To add line-numbers for each rule, so that you can then specify which rule you want to reset or change or something you can output the rluels with line-numbers
iptables -L -v --line-numbers
Remove/delete a rule
To remove a rule you just do
# Remove one specific rule
iptables -D INPUT 2
# Remove all rules
iptables -F
Save your changes
Your changes will only be saved and therefore in action until you restart iptables. So they will disappear every time you reboot unless you save the changes. To save the changes on ubuntu you do
sudo /sbin/iptables-save
There are a few different tools in hour arsenal that we can use to measure bandwidth usage. We will start with iptables.
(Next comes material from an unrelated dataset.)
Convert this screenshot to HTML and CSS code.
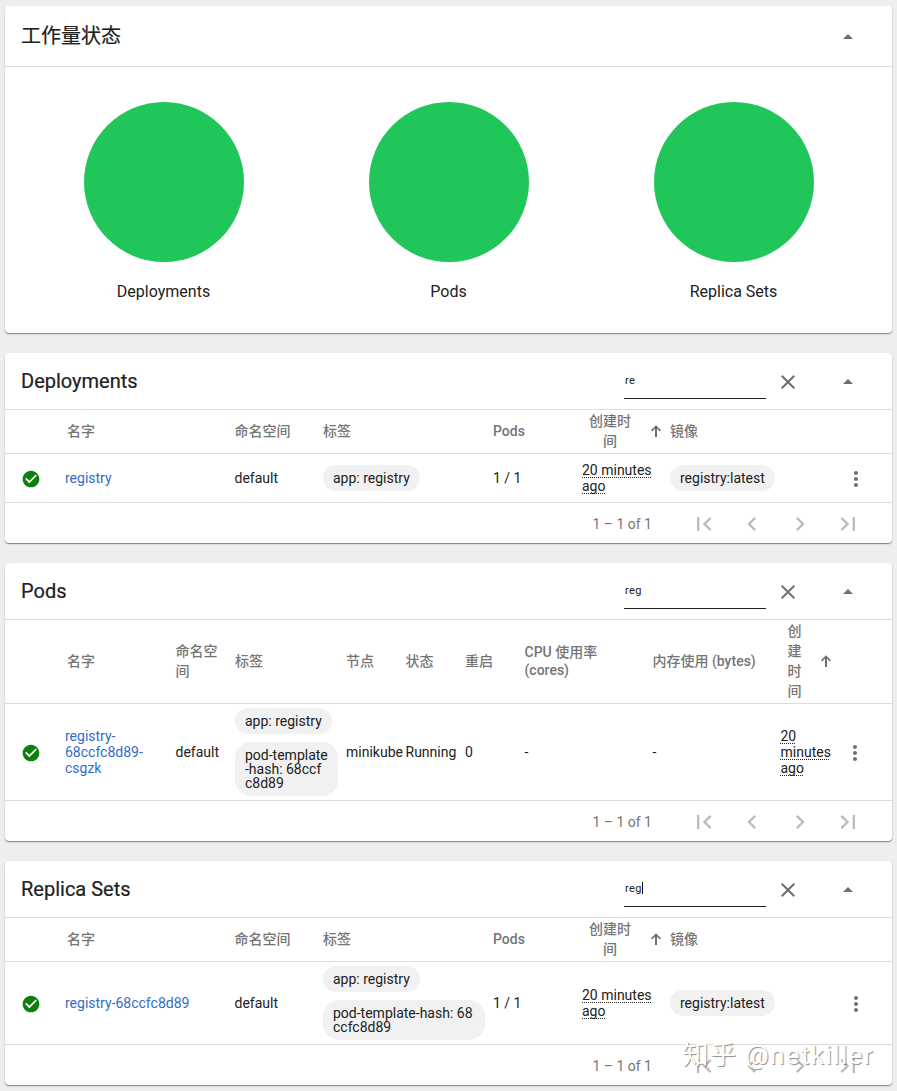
FILE: index.html
```html
<!DOCTYPE html>
<html lang="zh-CN">

<head>
    <meta charset="UTF-8">
    <title>工作量</title>
    <meta name="viewport" content="width=device-width, initial-scale=1.0">
    <link rel="stylesheet" href="styles.css">
</head>

<body>
    <!-- shared icons -->
    <svg class="sprite">
        <symbol id="drop-up" viewBox="0 0 24 24"><path d="M7 14l5-5 5 5z"/></symbol>
        <symbol id="close" viewBox="0 0 24 24"><path d="M19 6.41L17.59 5 12 10.59 6.41 5 5 6.41 10.59 12 5 17.59 6.41 19 12 13.41 17.59 19 19 17.59 13.41 12z"/></symbol>
        <symbol id="check" viewBox="0 0 24 24"><path d="M12 2C6.48 2 2 6.48 2 12s4.48 10 10 10 10-4.48 10-10S17.52 2 12 2zm-2 15l-5-5 1.41-1.41L10 14.17l7.59-7.59L19 8l-9 9z"/></symbol>
        <symbol id="more" viewBox="0 0 24 24"><path d="M12 8c1.1 0 2-.9 2-2s-.9-2-2-2-2 .9-2 2 .9 2 2 2zm0 2c-1.1 0-2 .9-2 2s.9 2 2 2 2-.9 2-2-.9-2-2-2zm0 6c-1.1 0-2 .9-2 2s.9 2 2 2 2-.9 2-2-.9-2-2-2z"/></symbol>
        <symbol id="first" viewBox="0 0 24 24"><path d="M18.41 16.59L13.82 12l4.59-4.59L17 6l-6 6 6 6zM6 6h2v12H6z"/></symbol>
        <symbol id="prev" viewBox="0 0 24 24"><path d="M15.41 7.41L14 6l-6 6 6 6 1.41-1.41L10.83 12z"/></symbol>
        <symbol id="next" viewBox="0 0 24 24"><path d="M10 6L8.59 7.41 13.17 12l-4.58 4.59L10 18l6-6z"/></symbol>
        <symbol id="last" viewBox="0 0 24 24"><path d="M5.59 7.41L10.18 12l-4.59 4.59L7 18l6-6-6-6zM16 6h2v12h-2z"/></symbol>
        <symbol id="sort" viewBox="0 0 12 12"><path d="M5 12V3.6L2.2 6.4 1 5.2 6 .3l5 4.9-1.2 1.2L7 3.6V12z"/></symbol>
    </svg>

    <section class="card">
        <header class="card-header tall">
            <h2>工作量状态</h2>
            <svg class="icon toggle"><use href="#drop-up"/></svg>
        </header>
        <div class="charts">
            <div class="chart"><div class="pie"></div>Deployments</div>
            <div class="chart"><div class="pie"></div>Pods</div>
            <div class="chart"><div class="pie"></div>Replica Sets</div>
        </div>
    </section>

    <section class="card">
        <header class="card-header">
            <h2>Deployments</h2>
            <div class="filter">re</div>
            <svg class="icon clear"><use href="#close"/></svg>
            <svg class="icon toggle"><use href="#drop-up"/></svg>
        </header>
        <div class="row head">
            <div></div>
            <div class="name">名字</div>
            <div>命名空间</div>
            <div>标签</div>
            <div>Pods</div>
            <div class="sort"><span>创建时间</span><svg><use href="#sort"/></svg></div>
            <div>镜像</div>
            <div></div>
        </div>
        <div class="row">
            <svg class="status"><use href="#check"/></svg>
            <div><a href="#">registry</a></div>
            <div>default</div>
            <div class="chips"><span class="chip">app: registry</span></div>
            <div>1 / 1</div>
            <div><span class="time">20 minutes ago</span></div>
            <div class="chips"><span class="chip">registry:latest</span></div>
            <svg class="icon menu"><use href="#more"/></svg>
        </div>
        <footer class="pager">
            <span>1 – 1 of 1</span>
            <svg><use href="#first"/></svg>
            <svg><use href="#prev"/></svg>
            <svg><use href="#next"/></svg>
            <svg><use href="#last"/></svg>
        </footer>
    </section>

    <section class="card">
        <header class="card-header">
            <h2>Pods</h2>
            <div class="filter">reg</div>
            <svg class="icon clear"><use href="#close"/></svg>
            <svg class="icon toggle"><use href="#drop-up"/></svg>
        </header>
        <div class="row pods head">
            <div></div>
            <div class="name">名字</div>
            <div class="ns">命名空间</div>
            <div>标签</div>
            <div>节点</div>
            <div>状态</div>
            <div>重启</div>
            <div class="cpu">CPU 使用率 (cores)</div>
            <div>内存使用 (bytes)</div>
            <div class="sort"><span>创建时间</span><svg><use href="#sort"/></svg></div>
            <div></div>
        </div>
        <div class="row pods">
            <svg class="status"><use href="#check"/></svg>
            <div class="pod-name"><a href="#">registry-68ccfc8d89-csgzk</a></div>
            <div>default</div>
            <div class="chips"><span class="chip">app: registry</span><span class="chip">pod-template-hash: 68ccfc8d89</span></div>
            <div class="nowrap">minikube</div>
            <div class="nowrap">Running</div>
            <div>0</div>
            <div>-</div>
            <div>-</div>
            <div><span class="time">20 minutes ago</span></div>
            <svg class="icon menu"><use href="#more"/></svg>
        </div>
        <footer class="pager">
            <span>1 – 1 of 1</span>
            <svg><use href="#first"/></svg>
            <svg><use href="#prev"/></svg>
            <svg><use href="#next"/></svg>
            <svg><use href="#last"/></svg>
        </footer>
    </section>

    <section class="card">
        <header class="card-header">
            <h2>Replica Sets</h2>
            <div class="filter focused">reg</div>
            <svg class="icon clear"><use href="#close"/></svg>
            <svg class="icon toggle"><use href="#drop-up"/></svg>
        </header>
        <div class="row head">
            <div></div>
            <div class="name">名字</div>
            <div>命名空间</div>
            <div>标签</div>
            <div>Pods</div>
            <div class="sort"><span>创建时间</span><svg><use href="#sort"/></svg></div>
            <div>镜像</div>
            <div></div>
        </div>
        <div class="row">
            <svg class="status"><use href="#check"/></svg>
            <div><a href="#">registry-68ccfc8d89</a></div>
            <div>default</div>
            <div class="chips"><span class="chip">app: registry</span><span class="chip">pod-template-hash: 68ccfc8d89</span></div>
            <div>1 / 1</div>
            <div><span class="time">20 minutes ago</span></div>
            <div class="chips"><span class="chip">registry:latest</span></div>
            <svg class="icon menu"><use href="#more"/></svg>
        </div>
        <footer class="pager">
            <span>1 – 1 of 1</span>
            <svg><use href="#first"/></svg>
            <svg><use href="#prev"/></svg>
            <svg><use href="#next"/></svg>
            <svg><use href="#last"/></svg>
        </footer>
        <div class="watermark">知乎 @netkiller</div>
    </section>
</body>
</html>
```
FILE: styles.css
```css
* {
    box-sizing: border-box;
}

body {
    margin: 0;
    padding: 6px 5px;
    background: #eceeef;
    color: #212121;
    font-family: Roboto, "Noto Sans CJK SC", sans-serif;
    font-size: 14px;
    line-height: 16px;
}

.sprite {
    display: none;
}

.card {
    position: relative;
    margin-bottom: 20px;
    background: #fff;
    border-radius: 4px;
    box-shadow: 0 1px 1px rgba(0, 0, 0, .42), 0 1px 3px rgba(0, 0, 0, .08);
}

.card:last-child {
    margin-bottom: 0;
}

.card-header {
    display: flex;
    align-items: center;
    height: 57px;
    padding: 0 32px 0 16px;
    border-bottom: 1px solid #dcdcdc;
}

.card-header.tall {
    height: 61px;
}

h2 {
    flex: 1;
    margin: 0;
    font-size: 20px;
    font-weight: 400;
    line-height: 24px;
    -webkit-text-stroke: .2px;
}

.icon {
    width: 24px;
    height: 24px;
    fill: #6f6f6f;
}

.clear {
    margin: 2px 36px 0 10px;
}

.toggle {
    margin-top: 2px;
}

.filter {
    width: 142px;
    height: 28px;
    margin-top: 7px;
    padding-left: 1px;
    border-bottom: 1px solid #212121;
    font-size: 11px;
    letter-spacing: .4px;
    line-height: 20px;
}

/* text cursor */
.focused::after {
    content: "";
    display: inline-block;
    height: 12px;
    border-left: 1px solid #000;
    vertical-align: -2px;
}

.charts {
    display: flex;
    height: 266px;
    padding: 35px 16px 0;
}

.chart {
    flex: 1;
    font-size: 16px;
    line-height: 20px;
    text-align: center;
}

.pie {
    width: 160px;
    height: 160px;
    margin: 0 auto 20px;
    border-radius: 50%;
    background: #20c65a;
}

.row {
    display: grid;
    grid-template-columns: 44px 169.5px 88.5px 170px 89px 88px 174px 24px;
    align-items: center;
    padding: 4px 0 4px 16px;
    min-height: 49px;
    border-bottom: 1px solid #dcdcdc;
}

.pods {
    grid-template-columns: 44px 110.5px 59.5px 111px 59.5px 59.5px 59.5px 128px 128px 62.5px 24px;
}

.head {
    min-height: 44px;
    padding-top: 1px;
    padding-bottom: 2px;
    color: #757575;
    font-weight: 500;
    line-height: 20px;
}

.name {
    padding-left: 2px;
}

.ns {
    width: 44px;
}

.cpu {
    width: 80px;
    line-height: 18px;
}

.sort {
    display: flex;
    align-items: center;
    justify-content: space-between;
    padding: 0 8px 0 7px;
    text-align: center;
}

.pods .sort {
    padding-right: 11px;
}

.sort span {
    width: 42px;
}

.pods .sort span {
    width: 14px;
}

.sort svg {
    width: 12px;
    height: 12px;
    fill: #6f6f6f;
}

.status {
    width: 20px;
    height: 20px;
    margin-top: 2px;
    fill: #0b800f;
}

a {
    color: #326cca;
    text-decoration: none;
}

.pod-name {
    width: 84px;
}

.nowrap {
    white-space: nowrap;
}

.chips {
    display: flex;
    flex-direction: column;
    align-items: flex-start;
    gap: 8px;
}

.chip {
    max-width: 162px;
    padding: 6px 10px;
    border-radius: 16px;
    background: #f1f1f1;
    line-height: 14px;
    word-break: break-all;
}

.pods .chip {
    max-width: 103px;
}

.time {
    text-decoration: underline dotted 1px;
    text-decoration-skip-ink: none;
    text-underline-offset: 2px;
}

.menu {
    margin-top: 2px;
}

.pager {
    display: flex;
    align-items: center;
    justify-content: flex-end;
    gap: 20px;
    height: 40px;
    padding: 1px 30px 0 0;
    color: #757575;
}

.pager span {
    margin-right: 18px;
}

.pager svg {
    width: 28px;
    height: 28px;
    fill: #bcbcbc;
}

.watermark {
    position: absolute;
    right: 18px;
    bottom: 15px;
    color: #fff;
    font-size: 26px;
    letter-spacing: 1.4px;
    line-height: 30px;
    text-shadow: 1px 1px 1px rgba(0, 0, 0, .45);
}
```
To view the input and output traffic we just list the rules with some verbosity.
iptables -L -v
# Stdout
Chain INPUT (policy ACCEPT 6382 packets, 1900K bytes)
pkts bytes target prot opt in out source destination
Chain FORWARD (policy ACCEPT 0 packets, 0 bytes)
pkts bytes target prot opt in out source destination
Chain OUTPUT (policy ACCEPT 4266 packets, 578K bytes)
pkts bytes target prot opt in out source destination
So clean this up and reset the count we can do the following
# Restar the count
iptables -Z
# Remove all the rules, FLUSH them
iptables -F
So now we just need to add our rules. A simple script for this would be
#!/bin/bash
iptables -F
iptables -I INPUT 1 -p tcp -j ACCEPT
Then check out the traffc with
iptables -L -v --line-numbers
Block outgoing connections to a specific ip
iptables -A OUTPUT -d 198.23.253.22 -j DROP
https://www.digitalocean.com/community/tutorials/how-to-list-and-delete-iptables-firewall-rules
I have had problems with the network-adapter not starting or something like that, on Ubuntu. You can try to restart the network manager if this happens:
sudo service network-manager restart
If for some reason the wifi is blocked you can unblock it (or block it) with rfkill.
$ rfkill list
0: phy0: Wireless LAN
Soft blocked: no
Hard blocked: no
2: hci0: Bluetooth
Soft blocked: no
Hard blocked: no
To block or unblock the phy0 from the example above you do:
# Block
rfkill block 0
# Unblock
rfkill unblock 0
If there is a hard block it means that there is a physical switch on you machine that you need to switch off.